I don’t understand what anyone is saying anymore

I'd say that in about half of my business conversations, I have almost no idea what other people are saying to me. The language of Internet business models has made the problem even worse. When I was younger, if I didn't understand what people were saying, I thought I was stupid. Now I realize that if it's to people's benefit that I understand them but I don't, then they're the ones who are stupid. There are at least five strains of this epidemic.

167
Abstractionitis

We have forgotten how to use the real names of real things. Like doorknobs. Instead, people talk about the idea of doorknobs, without actually using the word “doorknob.” So a new idea for a doorknob becomes “an innovation in residential access.” Expose yourself repeatedly to the extrapolation of this practice to things more complicated than a doorknob and you really just need to carry Excedrin around with you all day.

Acronymitis

This is a disease of epic proportions in the world of charity.
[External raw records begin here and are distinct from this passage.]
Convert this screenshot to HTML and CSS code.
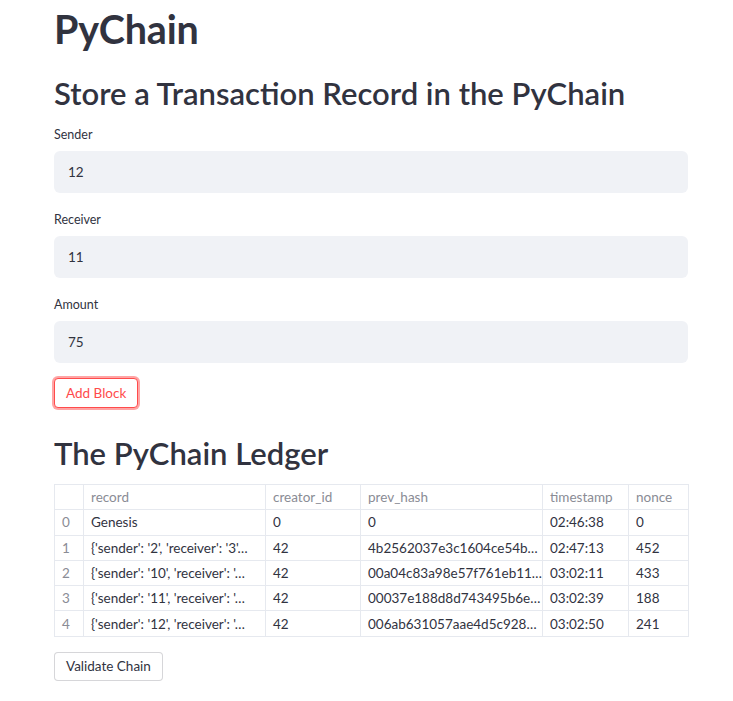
FILE: index.html
```html
<!DOCTYPE html>
<html>
<head>
<meta charset="utf-8">
<link rel="stylesheet" href="styles.css">
</head>
<body>
<main class="app">
  <h1 class="title">PyChain</h1>
  <h2 class="heading">Store a Transaction Record in the PyChain</h2>
  <div class="field">
    <label class="label">Sender</label>
    <div class="input">12</div>
  </div>
  <div class="field">
    <label class="label">Receiver</label>
    <div class="input">11</div>
  </div>
  <div class="field">
    <label class="label">Amount</label>
    <div class="input">75</div>
  </div>
  <div class="btn-row"><button class="btn btn-active">Add Block</button></div>
  <h2 class="heading heading-ledger">The PyChain Ledger</h2>
  <table class="grid">
    <thead>
      <tr><th class="c-idx"></th><th class="c-rec">record</th><th class="c-cre">creator_id</th><th class="c-hash">prev_hash</th><th class="c-ts">timestamp</th><th class="c-non">nonce</th></tr>
    </thead>
    <tbody>
      <tr><td class="idx">0</td><td>Genesis</td><td>0</td><td>0</td><td>02:46:38</td><td>0</td></tr>
      <tr><td class="idx">1</td><td>{'sender': '2', 'receiver': '3'…</td><td>42</td><td>4b2562037e3c1604ce54b…</td><td>02:47:13</td><td>452</td></tr>
      <tr><td class="idx">2</td><td>{'sender': '10', 'receiver': '…</td><td>42</td><td>00a04c83a98e57f761eb11…</td><td>03:02:11</td><td>433</td></tr>
      <tr><td class="idx">3</td><td>{'sender': '11', 'receiver': '…</td><td>42</td><td>00037e188d8d743495b6e…</td><td>03:02:39</td><td>188</td></tr>
      <tr><td class="idx">4</td><td>{'sender': '12', 'receiver': '…</td><td>42</td><td>006ab631057aae4d5c928…</td><td>03:02:50</td><td>241</td></tr>
    </tbody>
  </table>
  <div class="btn-row btn-row-validate"><button class="btn">Validate Chain</button></div>
</main>
</body>
</html>
```

FILE: styles.css
```css
* { box-sizing: border-box; }
html, body { margin: 0; padding: 0; background: #ffffff; }
body {
  font-family: "Lato", "Noto Sans", "Liberation Sans", sans-serif;
  color: #31333f;
}
.app {
  width: 634px;
  margin-left: 54px;
  display: flex;
  flex-direction: column;
}
.title {
  margin: 0;
  height: 58px;
  line-height: 58px;
  font-size: 39.5px;
  font-weight: 700;
  letter-spacing: -0.2px;
}
.heading {
  margin: 12px 0 0 0;
  height: 46px;
  line-height: 46px;
  font-size: 31px;
  font-weight: 600;
}
.heading-ledger { margin-top: 22px; }
.field { display: flex; flex-direction: column; }
.label {
  margin-top: 10px;
  height: 18px;
  line-height: 18px;
  font-size: 12.5px;
}
.field + .field .label { margin-top: 18px; }
.input {
  margin-top: 7px;
  height: 42px;
  background: #f0f2f6;
  border-radius: 6px;
  padding-left: 14px;
  line-height: 42px;
  font-size: 13.5px;
}
.btn-row { display: flex; margin-top: 14px; }
.btn {
  font-family: inherit;
  font-size: 13.5px;
  color: #31333f;
  background: #fff;
  border: 1px solid rgba(49, 51, 63, 0.2);
  border-radius: 4px;
  height: 29px;
  padding: 0 11px;
}
.btn-active {
  height: 30px;
  margin-top: 1px;
  color: #ff4b4b;
  border-color: #ff4b4b;
  box-shadow: 0 0 0 2px rgba(255, 75, 75, 0.5);
  padding: 0 11px;
}
.btn-row-validate { margin-top: 15px; }
.grid {
  margin-top: 8px;
  border-collapse: collapse;
  width: 634px;
  table-layout: fixed;
  font-size: 13.5px;
}
.grid th, .grid td {
  border: 1px solid #e6e9ef;
  height: 25.3px;
  padding: 0 7px;
  text-align: left;
  font-weight: 400;
  white-space: nowrap;
  overflow: hidden;
}
.grid th { color: #8a8c95; }
.grid td.idx { color: #8a8c95; }
.c-idx { width: 29px; }
.c-rec { width: 182px; }
.c-cre { width: 95px; }
.c-hash { width: 182px; }
.c-ts { width: 86px; }
.c-non { width: 60px; }
```
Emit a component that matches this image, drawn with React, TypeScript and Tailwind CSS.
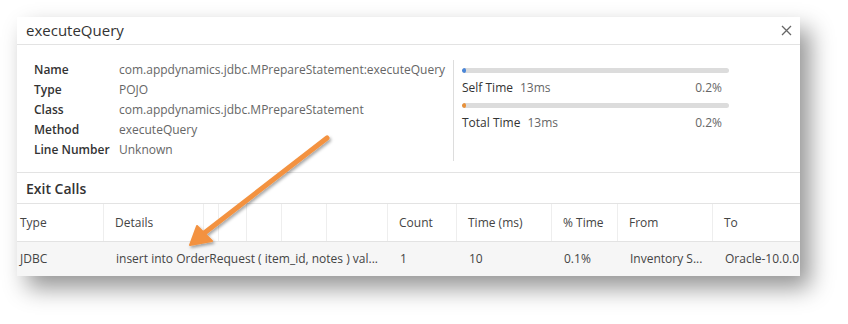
const font = { fontFamily: '"Open Sans", "Liberation Sans", sans-serif' };

const info = [
  ["Name", "com.appdynamics.jdbc.MPrepareStatement:executeQuery"],
  ["Type", "POJO"],
  ["Class", "com.appdynamics.jdbc.MPrepareStatement"],
  ["Method", "executeQuery"],
  ["Line Number", "Unknown"],
];

// header cells: label + width in px
const cols: [string, number][] = [
  ["Type", 87],
  ["Details", 100],
  ["", 15],
  ["", 28],
  ["", 35],
  ["", 45],
  ["", 61],
  ["Count", 69],
  ["Time (ms)", 95],
  ["% Time", 66],
  ["From", 95],
  ["To", 87],
];

function TimeBar({ label, value, pct, color }: { label: string; value: string; pct: string; color: string }) {
  return (
    <div className="w-[267px]">
      <div className="h-[5px] w-full rounded-full bg-[#dcdcdc] overflow-hidden">
        <div className={`h-full w-[4px] rounded-full ${color}`} />
      </div>
      <div className="flex items-center justify-between pr-[7px] h-[30px] text-[12px]">
        <span>
          <span className="text-[#333]">{label}</span>
          <span className="text-[#666] ml-[7px]">{value}</span>
        </span>
        <span className="text-[#666]">{pct}</span>
      </div>
    </div>
  );
}

export default function App() {
  return (
    <div className="relative w-[848px] h-[324px] bg-white pl-[17px] pt-[17px]" style={font}>
      <div className="w-[783px] h-[259px] bg-white overflow-hidden shadow-[10px_12px_22px_rgba(0,0,0,0.42)] flex flex-col">
        {/* Title bar */}
        <div className="h-[28px] shrink-0 border-b border-[#e3e3e3] flex items-center justify-between pl-[9px] pr-[8px]">
          <span className="text-[15px] text-[#333]">executeQuery</span>
          <svg width="11" height="11" viewBox="0 0 11 11" className="text-[#666]">
            <path d="M1 1l9 9M10 1l-9 9" stroke="currentColor" strokeWidth="1.3" />
          </svg>
        </div>

        {/* Info */}
        <div className="h-[128px] shrink-0 border-b border-[#e3e3e3] flex pt-[15px]">
          <div className="w-[437px] shrink-0 pl-[17px] border-r border-[#dddddd] h-[101px]">
            {info.map(([k, v]) => (
              <div key={k} className="flex h-[20px] items-center text-[12px] whitespace-nowrap">
                <span className="w-[85px] shrink-0 font-semibold text-[#333]">{k}</span>
                <span className="text-[#666]">{v}</span>
              </div>
            ))}
          </div>
          <div className="pl-[8px] pt-[8px]">
            <TimeBar label="Self Time" value="13ms" pct="0.2%" color="bg-[#4a86d8]" />
            <TimeBar label="Total Time" value="13ms" pct="0.2%" color="bg-[#e8913a]" />
          </div>
        </div>

        {/* Exit calls */}
        <div className="h-[31px] shrink-0 border-b border-[#e3e3e3] flex items-center pl-[9px]">
          <span className="text-[14px] font-semibold text-[#333]">Exit Calls</span>
        </div>
        <div className="h-[38px] shrink-0 border-b border-[#e3e3e3] flex">
          {cols.map(([c, w], i) => (
            <div
              key={i}
              style={{ width: w }}
              className={`shrink-0 h-full flex items-center text-[12px] text-[#444] whitespace-nowrap ${i < cols.length - 1 ? "border-r border-[#eeeeee]" : ""} ${i > 0 ? "pl-[11px]" : "pl-[3px]"}`}
            >
              {c}
            </div>
          ))}
        </div>
        <div className="flex-1 bg-[#f6f6f6] flex items-center text-[12px] text-[#444] whitespace-nowrap">
          <span className="w-[87px] shrink-0 pl-[3px]">JDBC</span>
          <span className="w-[284px] shrink-0 pl-[12px]">insert into OrderRequest ( item_id, notes ) val...</span>
          <span className="w-[69px] shrink-0 pl-[12px]">1</span>
          <span className="w-[95px] shrink-0 pl-[12px]">10</span>
          <span className="w-[66px] shrink-0 pl-[12px]">0.1%</span>
          <span className="w-[95px] shrink-0 pl-[12px]">Inventory S...</span>
          <span className="shrink-0 pl-[12px]">Oracle-10.0.0</span>
        </div>
      </div>

      {/* annotation arrow */}
      <svg className="absolute left-0 top-0 pointer-events-none" width="848" height="324">
        <defs>
          <filter id="sh" x="-20%" y="-20%" width="140%" height="140%">
            <feDropShadow dx="1.5" dy="2" stdDeviation="1.5" floodColor="#000" floodOpacity="0.35" />
          </filter>
        </defs>
        <g filter="url(#sh)" fill="#f39240" stroke="#f39240">
          <line x1="327" y1="138" x2="203" y2="234" strokeWidth="5" strokeLinecap="round" />
          <polygon points="190,245 197,226 212,241" strokeWidth="2" strokeLinejoin="round" />
        </g>
      </svg>
    </div>
  );
}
I was at a meeting just two days ago at which several well-meaning staff members of a charity were presenting to their board, and the meat of their discussion revolved around the acronyms SCEA and some other one that began with “R” that I can’t recall. In the span of three minutes these acronyms must have been used eight times each. They were central to any understanding of the topic at hand, but they were never defined. So I had not the vaguest idea what the presenters were talking about. None. Could have been talking about how to make a beurre-blanc sauce for all I know.

Valley Girl 2.0

My partner and I were at a restaurant in the San Fernando Valley five years ago, and a real-live Valley girl was sitting in the booth behind us talking on her cell phone. We couldn’t stop listening to her. She had a world-class ability to string together half-sentences devoid of any substance whatsoever. And yet you felt as if something important were being discussed. “And she was like, ummm, and I was just like, you know, umm, no way, really, like, yeah, and when she was like that, I was just like… umm…” She could go on in this way for extended periods of time without mentioning any actual people, actions, or thoughts. There’s a business version of this illness. It involves the use of words such as “space,” “around,” “synergy,” and “value-add” with a healthy dose of equivocators like “sort of” and “kind of” to ensure that there is no commitment to anything being said: “I’m in the sort of sustainability space around kind of bringing synergistic value-add to other people’s work around this kind of space.” Oh, OK, that explains it.

Meaningless expressions

I wrote about the phrase “thinking outside the box” recently and how overused and utterly misunderstood the expression is. There are many more. Another term that has lost its meaning is “Let’s exceed the customer’s expectations.” Employees who hear it just leave the pep rally, inhabit some kind of temporary dazed intensity, and then go back to doing things exactly the way they did before the speech. Customers almost universally never experience their expectations being met, much less exceeded. How can you exceed the customer’s expectations if you have no idea what those expectations are? I was at a Hilton a few weeks ago. They had taken this absurdity to its logical end. There was a huge sign in the lobby that said, “Our goal is to exceed the customer’s expectation.” The best way to start would be to take down that crap sign that just reminds me, as a customer, how cosmic the gap is between what businesses say and what they do. My expectation is not to have signs around that tell me you want to exceed my expectations.

Abstract Valley Girl 2.0 acronymitis

Using meaningless expressions This is when you combine the four diseases above. So you get phrases like, “You should meet this guy with the SIO. He’s sort of this kind of social entrepreneur thinking outside of the box in the sustainability space and working on these ideas around sort of Web-based social media, and he’s in a round two capital raise in the VP space with the people at SVNP.” How many times have you heard what you now recall to be precisely this sentence?

This would all be funny if it weren’t true. People just don’t make sense anymore. You’ll save yourself a lot of trouble if you internalize this. Observe it, deconstruct it, and appreciate just how ridiculous most business conversation has become.

You will gain tremendous credibility, become much more productive, make those around you much more productive, and experience a great deal more joy in your working life if you look someone in the eye after hearing one of these verbal brain jammers and tell the person, “I don’t have any idea what you just said to me.”